For a while, though, Bonito was a thriving little village, perched on the side of a mountain and surrounded by tall pine trees. There were three general stores, a saloon, a post-office, a small hotel, and a school. The village had a blacksmith, a lawyer, and a justice of the peace who boasted that the town had no crime worthy of a visit from the territorial sheriff. Any place where the bars outnumber churches is a wonderful place to live, and Bonito, whose name is probably an Anglo-corrupted pronunciation of the Spanish work for pretty, certainly qualified.
The picture at left, shows the post office, supposedly with Martin Nelson standing front of it. (Or not. Historians aren’t positive about the photos of Billy the Kid, either.)
The peace ended early one morning on May 5, 1885. Dr.
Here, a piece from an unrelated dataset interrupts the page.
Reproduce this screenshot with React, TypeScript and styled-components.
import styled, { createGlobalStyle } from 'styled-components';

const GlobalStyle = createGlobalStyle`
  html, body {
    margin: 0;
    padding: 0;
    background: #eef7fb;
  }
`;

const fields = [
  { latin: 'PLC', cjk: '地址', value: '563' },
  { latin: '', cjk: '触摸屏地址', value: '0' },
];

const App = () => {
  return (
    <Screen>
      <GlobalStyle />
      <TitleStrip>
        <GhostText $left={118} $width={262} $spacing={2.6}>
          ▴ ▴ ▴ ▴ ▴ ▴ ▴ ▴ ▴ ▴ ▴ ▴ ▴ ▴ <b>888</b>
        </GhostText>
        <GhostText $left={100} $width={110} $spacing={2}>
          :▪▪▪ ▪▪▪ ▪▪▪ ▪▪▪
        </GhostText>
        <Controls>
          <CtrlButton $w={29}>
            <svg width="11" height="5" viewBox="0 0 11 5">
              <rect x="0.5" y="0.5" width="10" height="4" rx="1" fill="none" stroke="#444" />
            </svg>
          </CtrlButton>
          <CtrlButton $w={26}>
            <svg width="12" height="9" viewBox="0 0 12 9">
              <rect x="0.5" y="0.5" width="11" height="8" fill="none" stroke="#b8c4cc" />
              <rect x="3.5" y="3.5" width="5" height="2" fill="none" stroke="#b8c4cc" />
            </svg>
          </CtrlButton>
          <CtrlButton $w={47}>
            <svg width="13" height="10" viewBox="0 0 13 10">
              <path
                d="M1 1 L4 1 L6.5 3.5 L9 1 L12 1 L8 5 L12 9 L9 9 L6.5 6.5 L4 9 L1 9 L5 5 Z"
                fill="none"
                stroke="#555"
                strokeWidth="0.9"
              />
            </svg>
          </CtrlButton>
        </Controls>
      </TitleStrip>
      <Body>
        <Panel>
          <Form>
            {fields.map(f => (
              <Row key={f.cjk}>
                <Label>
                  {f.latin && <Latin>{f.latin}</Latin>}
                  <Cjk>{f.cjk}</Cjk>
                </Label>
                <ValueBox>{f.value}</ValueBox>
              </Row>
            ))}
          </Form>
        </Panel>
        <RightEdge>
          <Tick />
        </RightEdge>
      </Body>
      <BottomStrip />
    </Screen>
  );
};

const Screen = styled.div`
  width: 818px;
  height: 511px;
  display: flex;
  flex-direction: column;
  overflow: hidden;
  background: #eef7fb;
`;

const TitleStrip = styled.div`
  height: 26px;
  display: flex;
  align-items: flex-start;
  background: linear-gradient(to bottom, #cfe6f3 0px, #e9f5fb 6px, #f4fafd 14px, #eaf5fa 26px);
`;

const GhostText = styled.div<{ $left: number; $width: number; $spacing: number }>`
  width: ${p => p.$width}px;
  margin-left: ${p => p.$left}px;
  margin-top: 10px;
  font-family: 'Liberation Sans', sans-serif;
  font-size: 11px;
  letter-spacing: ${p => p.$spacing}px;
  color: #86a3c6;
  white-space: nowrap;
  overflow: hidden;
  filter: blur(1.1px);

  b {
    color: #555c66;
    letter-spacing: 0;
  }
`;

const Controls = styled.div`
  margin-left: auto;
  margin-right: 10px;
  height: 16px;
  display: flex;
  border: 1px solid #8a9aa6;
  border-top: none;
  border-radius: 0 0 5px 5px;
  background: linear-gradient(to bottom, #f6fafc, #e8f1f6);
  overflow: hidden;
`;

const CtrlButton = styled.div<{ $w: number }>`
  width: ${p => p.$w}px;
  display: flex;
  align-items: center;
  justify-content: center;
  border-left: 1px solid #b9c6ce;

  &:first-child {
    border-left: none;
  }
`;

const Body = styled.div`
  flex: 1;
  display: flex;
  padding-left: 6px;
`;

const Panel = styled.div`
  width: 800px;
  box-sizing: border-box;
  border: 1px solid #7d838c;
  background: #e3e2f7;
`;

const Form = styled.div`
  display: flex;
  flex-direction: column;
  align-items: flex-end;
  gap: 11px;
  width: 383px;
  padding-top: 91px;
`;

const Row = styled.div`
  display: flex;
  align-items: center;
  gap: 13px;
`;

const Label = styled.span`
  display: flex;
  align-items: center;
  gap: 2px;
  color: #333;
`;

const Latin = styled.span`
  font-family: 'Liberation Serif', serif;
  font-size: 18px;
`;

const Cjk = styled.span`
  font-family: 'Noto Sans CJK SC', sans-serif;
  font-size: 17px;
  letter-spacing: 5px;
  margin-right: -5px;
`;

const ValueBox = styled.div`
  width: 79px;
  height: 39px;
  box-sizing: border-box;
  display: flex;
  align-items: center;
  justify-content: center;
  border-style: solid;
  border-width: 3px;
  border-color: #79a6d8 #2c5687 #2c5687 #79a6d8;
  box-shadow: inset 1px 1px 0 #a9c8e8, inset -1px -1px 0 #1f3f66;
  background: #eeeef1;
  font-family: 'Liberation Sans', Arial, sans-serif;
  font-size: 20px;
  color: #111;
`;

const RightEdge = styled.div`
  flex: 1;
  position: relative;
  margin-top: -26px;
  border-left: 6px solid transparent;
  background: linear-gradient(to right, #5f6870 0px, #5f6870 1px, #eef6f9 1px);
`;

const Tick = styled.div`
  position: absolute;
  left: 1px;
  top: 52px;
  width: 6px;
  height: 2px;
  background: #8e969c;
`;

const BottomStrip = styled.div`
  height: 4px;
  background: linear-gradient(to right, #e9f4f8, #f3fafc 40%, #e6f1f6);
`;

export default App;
R. E. Flynn, a physician and owner of a drugstore in Boston, had come to the mountains for his health. Sharing a room at the Mayberry Hotel with a young local prospector and day laborer named Martin Nelson, the doctor awoke at 3:00 AM to discover the 24-year-old man going through the pockets of his clothing, attempting to steal his watch. During the struggle, Nelson struck the doctor on the head with his revolver, and when this failed to quiet the man, Nelson fired his gun, killing Dr. Flynn.
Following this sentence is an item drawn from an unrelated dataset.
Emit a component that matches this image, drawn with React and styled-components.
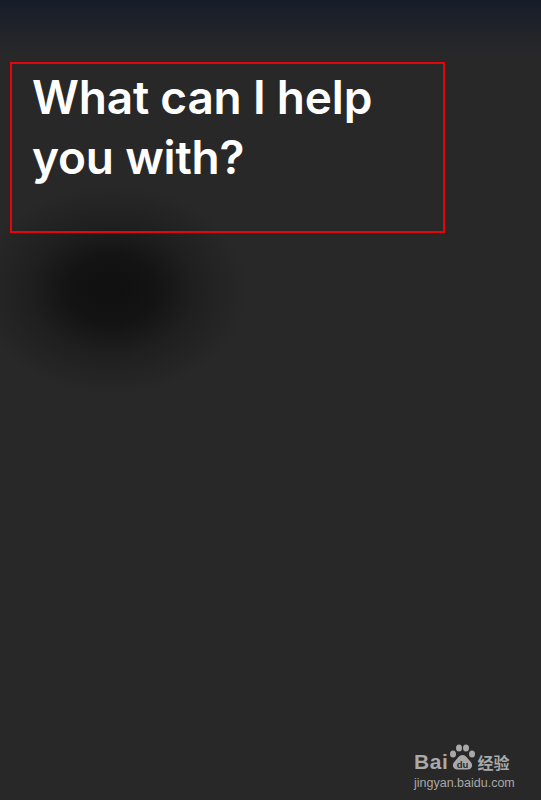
import styled, { createGlobalStyle } from "styled-components"

const Global = createGlobalStyle`
  html, body {
    margin: 0;
    padding: 0;
    background: #282828;
  }
`

const Screen = styled.div`
  position: relative;
  width: 541px;
  height: 800px;
  overflow: hidden;
  background:
    radial-gradient(ellipse 135px 105px at 112px 290px, rgba(16, 16, 16, 1) 0%, rgba(17, 17, 17, 0.9) 32%, rgba(24, 24, 24, 0.55) 62%, rgba(40, 40, 40, 0) 100%),
    linear-gradient(to bottom, #171d29 0px, #1d2129 22px, #252629 42px, #282828 60px, #282828 100%);
  font-family: Inter, "Noto Sans", sans-serif;
  padding-top: 62px;
  box-sizing: border-box;
`

const Highlight = styled.div`
  margin-left: 10px;
  width: 435px;
  height: 171px;
  box-sizing: border-box;
  border: 2px solid #e5050b;
  padding: 3px 0 0 20px;
`

const Prompt = styled.h1`
  margin: 0;
  color: #ffffff;
  font-size: 46px;
  font-weight: 600;
  line-height: 60px;
  letter-spacing: -0.2px;
`

const Watermark = styled.div`
  position: absolute;
  left: 414px;
  bottom: 9px;
  width: 98px;
  display: flex;
  flex-direction: column;
  align-items: flex-start;
  color: #a9a9a9;
`

const Brand = styled.div`
  display: flex;
  align-items: flex-end;
`

const BrandText = styled.span`
  font-family: "Liberation Sans", Arial, sans-serif;
  font-weight: 700;
  font-size: 21px;
  line-height: 18px;
  letter-spacing: 0.6px;
`

const CjkText = styled.span`
  font-family: "Noto Sans CJK SC", sans-serif;
  font-weight: 700;
  font-size: 16px;
  line-height: 18px;
`

const Url = styled.span`
  font-family: "Liberation Sans", Arial, sans-serif;
  font-size: 12.5px;
  line-height: 16px;
  margin-top: 4px;
`

const Paw = () => (
  <svg width="29" height="27" viewBox="0 0 28 27">
    <g fill="#a9a9a9">
      <ellipse cx="4.5" cy="10" rx="3" ry="3.6" />
      <ellipse cx="10.5" cy="4" rx="3" ry="3.6" />
      <ellipse cx="17.5" cy="4" rx="3" ry="3.6" />
      <ellipse cx="23.5" cy="10" rx="3" ry="3.6" />
      <path d="M14 11c-3.5 0-4.8 3.2-7 5.5-2.3 2.3-3.5 4.5-1.8 7.2 1.8 2.5 5.3 1.8 8.8 1.8s7 .7 8.8-1.8c1.7-2.7.5-4.9-1.8-7.2C18.8 14.2 17.5 11 14 11z" />
    </g>
    <text x="14" y="23.5" textAnchor="middle" fontSize="9.5" fontWeight="700" fontFamily="Liberation Sans, Arial, sans-serif" fill="#282828">du</text>
  </svg>
)

export default function App() {
  return (
    <>
      <Global />
      <Screen>
        <Highlight>
          <Prompt>
            What can I help
            <br />
            you with?
          </Prompt>
        </Highlight>
        <Watermark>
          <Brand>
            <BrandText>Bai</BrandText>
            <Paw />
            <CjkText>经验</CjkText>
          </Brand>
          <Url>jingyan.baidu.com</Url>
        </Watermark>
      </Screen>
    </>
  )
}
At this point, Nelson probably wanted to flee the hotel, but the gunshot brought the hotel’s owner, John Mayberry and his two teenaged sons, John Jr. and Eddie, running. Nelson shot and killed all three, and as he made his way down the stairs, he shot the pregnant Mrs. Mayberry. Though wounded, she fled the hotel, taking with her, Nellie, her fourteen year-old daughter. Nelson followed them outside where he fired the sixth and final round from his revolver, killing the mother and wounding Nellie in the arm, before she was able to flee to the basement of a nearby house.
Nelson followed the young girl into the basement, and now armed with a Winchester rifle, told the girl to prepare to join her family in Hell. As Nellie begged for her life, Nelson struck a deal with the terrified girl—he spared her life in exchange for her promise to come to his future hanging. Satisfied, Nelson left the basement, and returned to Mrs. Mayberry, where she lay in the street.
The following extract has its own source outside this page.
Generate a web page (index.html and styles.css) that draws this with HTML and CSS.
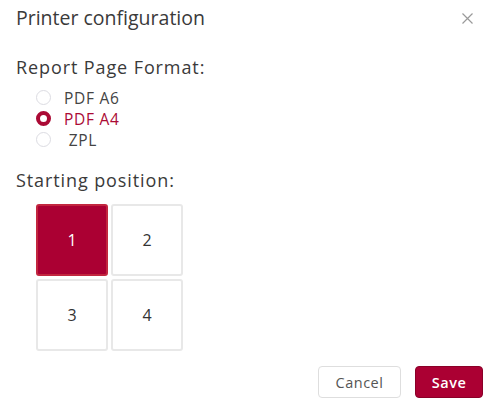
FILE: index.html
```html
<!DOCTYPE html>
<html>
<head>
<meta charset="utf-8">
<link rel="stylesheet" href="styles.css">
</head>
<body>
<div class="dialog">
  <div class="header">
    <h1 class="title">Printer configuration</h1>
    <button class="close" aria-label="Close">
      <svg width="11" height="11" viewBox="0 0 11 11"><path d="M0.5 0.5 L10.5 10.5 M10.5 0.5 L0.5 10.5" stroke="#9a9a9a" stroke-width="1.2" fill="none"/></svg>
    </button>
  </div>
  <div class="section-label">Report Page Format:</div>
  <div class="radios">
    <label class="radio"><span class="dot"></span><span class="rtext">PDF A6</span></label>
    <label class="radio checked"><span class="dot"></span><span class="rtext">PDF A4</span></label>
    <label class="radio"><span class="dot"></span><span class="rtext">&nbsp;ZPL</span></label>
  </div>
  <div class="section-label second">Starting position:</div>
  <div class="grid">
    <div class="cell selected">1</div>
    <div class="cell">2</div>
    <div class="cell">3</div>
    <div class="cell">4</div>
  </div>
  <div class="footer">
    <button class="btn cancel">Cancel</button>
    <button class="btn save">Save</button>
  </div>
</div>
</body>
</html>
```
FILE: styles.css
```css
html, body {
  margin: 0;
  padding: 0;
  background: #fff;
}
body {
  font-family: "Open Sans", sans-serif;
  color: #333;
  width: 500px;
  height: 405px;
  overflow: hidden;
}
.dialog {
  padding: 0 16px;
  display: flex;
  flex-direction: column;
}
.header {
  display: flex;
  justify-content: space-between;
  align-items: center;
  height: 34px;
}
.title {
  margin: 0;
  font-size: 19.5px;
  font-weight: 400;
  color: #3a3a3a;
}
.close {
  border: none;
  background: none;
  padding: 0;
  margin-right: 11px;
  margin-top: 3px;
  display: flex;
}
.section-label {
  margin-top: 21px;
  font-size: 18px;
  letter-spacing: 0.9px;
  color: #3a3a3a;
  line-height: 24px;
}
.section-label.second {
  margin-top: 18px;
}
.radios {
  display: flex;
  flex-direction: column;
  margin-top: 8px;
  padding-left: 20px;
}
.radio {
  display: flex;
  align-items: center;
  height: 21px;
  flex: 0 0 21px;
  font-size: 15.5px;
  letter-spacing: 0.7px;
  color: #444;
}
.dot {
  width: 15px;
  height: 15px;
  border: 1px solid #dcdce2;
  border-radius: 50%;
  box-sizing: border-box;
  margin-right: 13px;
  background: #fff;
}
.radio.checked .dot {
  border: 4.5px solid #ab0a35;
  background: #fff;
}
.radio.checked {
  color: #ab0a35;
}
.grid {
  margin-top: 12px;
  margin-left: 20px;
  display: grid;
  grid-template-columns: 72px 72px;
  grid-auto-rows: 72px;
  gap: 3px 3px;
}
.cell {
  border: 2px solid #e8e8e8;
  border-radius: 3px;
  display: flex;
  align-items: center;
  justify-content: center;
  font-size: 16px;
  color: #333;
  background: #fff;
}
.cell.selected {
  background: #ab0033;
  border-color: #c2263f;
  color: #fff;
}
.footer {
  display: flex;
  justify-content: flex-end;
  gap: 14px;
  margin-top: 15px;
  padding-right: 1px;
}
.btn {
  height: 32px;
  border-radius: 4px;
  font-family: "Open Sans", sans-serif;
  font-size: 14.5px;
  letter-spacing: 0.5px;
  padding: 0;
}
.cancel {
  width: 83px;
  background: #fff;
  border: 1px solid #dedede;
  color: #555;
}
.save {
  width: 68px;
  background: #ab0033;
  border: 1px solid #8a0028;
  color: #fff;
  font-weight: 600;
}
```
By now, most of the small village’s citizens were awake and starting to investigate the nearby shooting. As Herman Consbruch stepped out of his general store, Nelson fired a shot at him, driving the merchant back into his store. Cautiously looking out a window, Consbruch watched Nelson use his foot to roll the body of Mrs. Mayberry over and down the side of the ditch that drained the community's single street.
As Peter Nelson—the town’s saloon keeper and no relation to Martin—stepped out of the saloon, Martin fired a single shot from his Winchester, striking the bartender in the heart, killing him instantly. Martin walked to the edge of the community and vanished into the trees.
By now, most of the men of the community had armed themselves and began to gather at the hotel. Believing the murderer to be inside, they surrounded the building and waited for him to reappear. Some of the ladies of the village tended to Nellie’s wounds, but the terrified young girl had no idea about the location of Nelson.
Nelson had made his way about a quarter of a mile to the Rademacher home, presumably looking for a horse to make good his escape. Unfortunately, Mr. Rademacher, awakened by the distant gunfire, had ridden his horse into the community to investigate the trouble. Unperturbed, Nelson ordered a terrified Mrs. Rademacher to cook his breakfast.
After finishing his breakfast, Nelson walked back towards Bonito. As he neared the village, he spotted groups of armed men standing outside the hotel. Taking careful aim with this Winchester, Nelson fatally shot Herman Beck in the back. As he ran towards the gathered men, one witness reported that Nelson yelled, “Hunt your holes!”
Though Charles Barry, the Justice of the Peace, was credited with firing the shot that killed Nelson, a later examination of the body revealed several bullet wounds. One man claimed that even his hat was riddled with bullet holes.
Eight people (Nelson's seven victims & himself), representing a sizable portion of the town, had been killed. A visitor to the community later remarked that half the inhabitants were making coffins. Dr. Flynn’s embalmed body was shipped by stage to Fort Stanton, where it was shipped by rail back to his family in Boston. The rest of the victims were buried in the Bonito Cemetery, while the body of Martin Nelson was placed face down in a crude pine box, buried with the murderer facing west. (It was the practice of the time to bury people facing east so they could greet the sunrise on the day of resurrection. A facedown body facing west was said to be denied eternal peace.)
No one has ever offered much of an explanation as to why a young man who had resided in the community for years suddenly erupted in violence. Some of the ladies of the village later whispered stories that hinted that a budding love affair between Martin and Nellie was the real cause. Others claimed that there had been a series of petty thefts in the region for years, and that Martin was afraid of being discovered as the thief. Whatever the truth is, it will remain as buried as the rest of the town.
The hotel was abandoned and the locals claimed it was haunted. Occasionally, visitors inspected the building, but the sight of the still-visible bloody footprints on the stairs usually frightened off even the most stalwart. The rest of the town didn’t fare much better. As the gold ore ran out, one by one the residents moved off. By the turn of the century, only two people still lived in Bonito.
When the railroad bought the land, all of the buildings were torn down. The remains of the victims were moved to a single mass grave in the cemetery in Angus, New Mexico while the remains of the worst mass murderer in New Mexico history was moved to the side of a nearby hill and marked with a simple cement tombstone.